Listed records:
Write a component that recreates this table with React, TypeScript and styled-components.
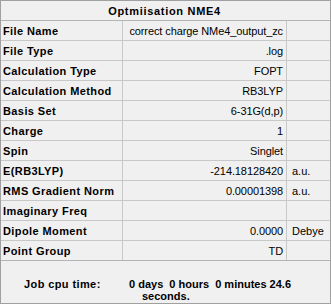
import styled, { createGlobalStyle } from 'styled-components';

interface Row {
  label: string;
  value: string;
  unit?: string;
}

const rows: Row[] = [
  { label: 'File Name', value: 'correct charge NMe4_output_zc' },
  { label: 'File Type', value: '.log' },
  { label: 'Calculation Type', value: 'FOPT' },
  { label: 'Calculation Method', value: 'RB3LYP' },
  { label: 'Basis Set', value: '6-31G(d,p)' },
  { label: 'Charge', value: '1' },
  { label: 'Spin', value: 'Singlet' },
  { label: 'E(RB3LYP)', value: '-214.18128420', unit: 'a.u.' },
  { label: 'RMS Gradient Norm', value: '0.00001398', unit: 'a.u.' },
  { label: 'Imaginary Freq', value: '' },
  { label: 'Dipole Moment', value: '0.0000', unit: 'Debye' },
  { label: 'Point Group', value: 'TD' },
];

const App = () => {
  return (
    <>
      <GlobalStyle />
      <Panel>
        <Title>Optmiisation NME4</Title>
        <Table>
          {rows.map((row) => (
            <TableRow key={row.label}>
              <Label>{row.label}</Label>
              <Value>{row.value}</Value>
              <Unit>{row.unit ?? ''}</Unit>
            </TableRow>
          ))}
        </Table>
        <Footer>
          <FooterLabel>Job cpu time:</FooterLabel>
          <FooterValue>
            <span>0 days&nbsp;&nbsp;0 hours&nbsp;&nbsp;0 minutes 24.6</span>
            <Wrapped>seconds.</Wrapped>
          </FooterValue>
        </Footer>
      </Panel>
    </>
  );
};

export default App;

const GlobalStyle = createGlobalStyle`
  html, body {
    margin: 0;
    padding: 0;
    background: #ffffff;
  }
  body {
    font-family: 'Liberation Sans', Arial, sans-serif;
    font-size: 11px;
    color: #000000;
  }
`;

const Panel = styled.div`
  box-sizing: border-box;
  width: 331px;
  height: 304px;
  border: 1px solid #a0a0a0;
  background: #f0f0f0;
  display: flex;
  flex-direction: column;
`;

const Title = styled.div`
  height: 19px;
  border-bottom: 1px solid #b4b4b4;
  display: flex;
  align-items: center;
  justify-content: center;
  font-weight: 700;
  font-size: 11px;
  letter-spacing: 0.7px;
  padding-right: 2px;
`;

const Table = styled.div`
  display: flex;
  flex-direction: column;
`;

const TableRow = styled.div`
  display: grid;
  grid-template-columns: 121px 165px 1fr;
  height: 20px;
  border-bottom: 1px solid #c8c8c8;
  box-sizing: border-box;
  &:last-child {
    border-bottom-color: #b4b4b4;
  }
`;

const Label = styled.div`
  display: flex;
  align-items: center;
  padding-left: 2px;
  font-weight: 700;
  letter-spacing: 0.4px;
  white-space: nowrap;
  overflow: hidden;
`;

const Value = styled.div`
  display: flex;
  align-items: center;
  justify-content: flex-end;
  padding-right: 3px;
  border-left: 1px solid #c8c8c8;
  border-right: 1px solid #c8c8c8;
  letter-spacing: -0.1px;
  white-space: nowrap;
  overflow: hidden;
`;

const Unit = styled.div`
  display: flex;
  align-items: center;
  padding-left: 5px;
  white-space: nowrap;
`;

const Footer = styled.div`
  flex: 1;
  display: flex;
  align-items: flex-start;
  padding: 17px 0 0 23px;
  font-weight: 700;
  line-height: 12px;
`;

const FooterLabel = styled.div`
  width: 105px;
  letter-spacing: 0.4px;
  white-space: nowrap;
`;

const FooterValue = styled.div`
  display: flex;
  flex-direction: column;
  white-space: nowrap;
`;

const Wrapped = styled.span`
  padding-left: 13px;
`;
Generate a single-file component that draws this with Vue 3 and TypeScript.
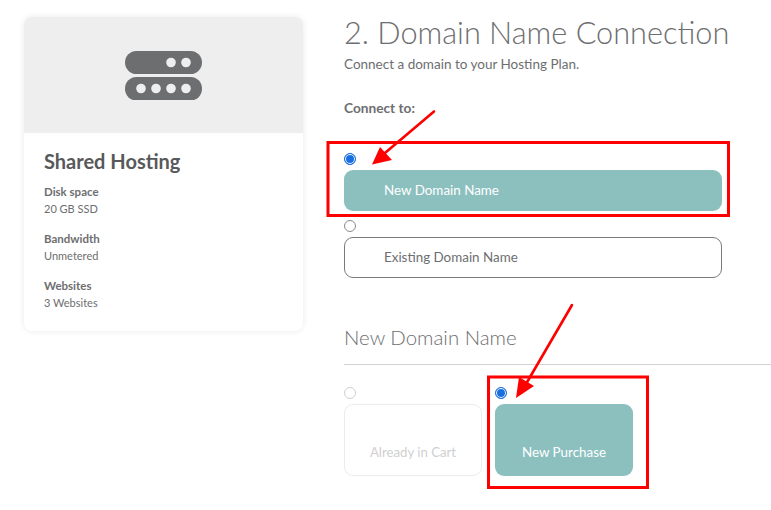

Task requirements: Pictures in the records above are left out; print everything else exactly as written.

Response to the exercise:
Write a component that recreates this table with React, TypeScript and styled-components.
import styled, { createGlobalStyle } from 'styled-components';

interface Row {
  label: string;
  value: string;
  unit?: string;
}

const rows: Row[] = [
  { label: 'File Name', value: 'correct charge NMe4_output_zc' },
  { label: 'File Type', value: '.log' },
  { label: 'Calculation Type', value: 'FOPT' },
  { label: 'Calculation Method', value: 'RB3LYP' },
  { label: 'Basis Set', value: '6-31G(d,p)' },
  { label: 'Charge', value: '1' },
  { label: 'Spin', value: 'Singlet' },
  { label: 'E(RB3LYP)', value: '-214.18128420', unit: 'a.u.' },
  { label: 'RMS Gradient Norm', value: '0.00001398', unit: 'a.u.' },
  { label: 'Imaginary Freq', value: '' },
  { label: 'Dipole Moment', value: '0.0000', unit: 'Debye' },
  { label: 'Point Group', value: 'TD' },
];

const App = () => {
  return (
    <>
      <GlobalStyle />
      <Panel>
        <Title>Optmiisation NME4</Title>
        <Table>
          {rows.map((row) => (
            <TableRow key={row.label}>
              <Label>{row.label}</Label>
              <Value>{row.value}</Value>
              <Unit>{row.unit ?? ''}</Unit>
            </TableRow>
          ))}
        </Table>
        <Footer>
          <FooterLabel>Job cpu time:</FooterLabel>
          <FooterValue>
            <span>0 days&nbsp;&nbsp;0 hours&nbsp;&nbsp;0 minutes 24.6</span>
            <Wrapped>seconds.</Wrapped>
          </FooterValue>
        </Footer>
      </Panel>
    </>
  );
};

export default App;

const GlobalStyle = createGlobalStyle`
  html, body {
    margin: 0;
    padding: 0;
    background: #ffffff;
  }
  body {
    font-family: 'Liberation Sans', Arial, sans-serif;
    font-size: 11px;
    color: #000000;
  }
`;

const Panel = styled.div`
  box-sizing: border-box;
  width: 331px;
  height: 304px;
  border: 1px solid #a0a0a0;
  background: #f0f0f0;
  display: flex;
  flex-direction: column;
`;

const Title = styled.div`
  height: 19px;
  border-bottom: 1px solid #b4b4b4;
  display: flex;
  align-items: center;
  justify-content: center;
  font-weight: 700;
  font-size: 11px;
  letter-spacing: 0.7px;
  padding-right: 2px;
`;

const Table = styled.div`
  display: flex;
  flex-direction: column;
`;

const TableRow = styled.div`
  display: grid;
  grid-template-columns: 121px 165px 1fr;
  height: 20px;
  border-bottom: 1px solid #c8c8c8;
  box-sizing: border-box;
  &:last-child {
    border-bottom-color: #b4b4b4;
  }
`;

const Label = styled.div`
  display: flex;
  align-items: center;
  padding-left: 2px;
  font-weight: 700;
  letter-spacing: 0.4px;
  white-space: nowrap;
  overflow: hidden;
`;

const Value = styled.div`
  display: flex;
  align-items: center;
  justify-content: flex-end;
  padding-right: 3px;
  border-left: 1px solid #c8c8c8;
  border-right: 1px solid #c8c8c8;
  letter-spacing: -0.1px;
  white-space: nowrap;
  overflow: hidden;
`;

const Unit = styled.div`
  display: flex;
  align-items: center;
  padding-left: 5px;
  white-space: nowrap;
`;

const Footer = styled.div`
  flex: 1;
  display: flex;
  align-items: flex-start;
  padding: 17px 0 0 23px;
  font-weight: 700;
  line-height: 12px;
`;

const FooterLabel = styled.div`
  width: 105px;
  letter-spacing: 0.4px;
  white-space: nowrap;
`;

const FooterValue = styled.div`
  display: flex;
  flex-direction: column;
  white-space: nowrap;
`;

const Wrapped = styled.span`
  padding-left: 13px;
`;
Generate a single-file component that draws this with Vue 3 and TypeScript.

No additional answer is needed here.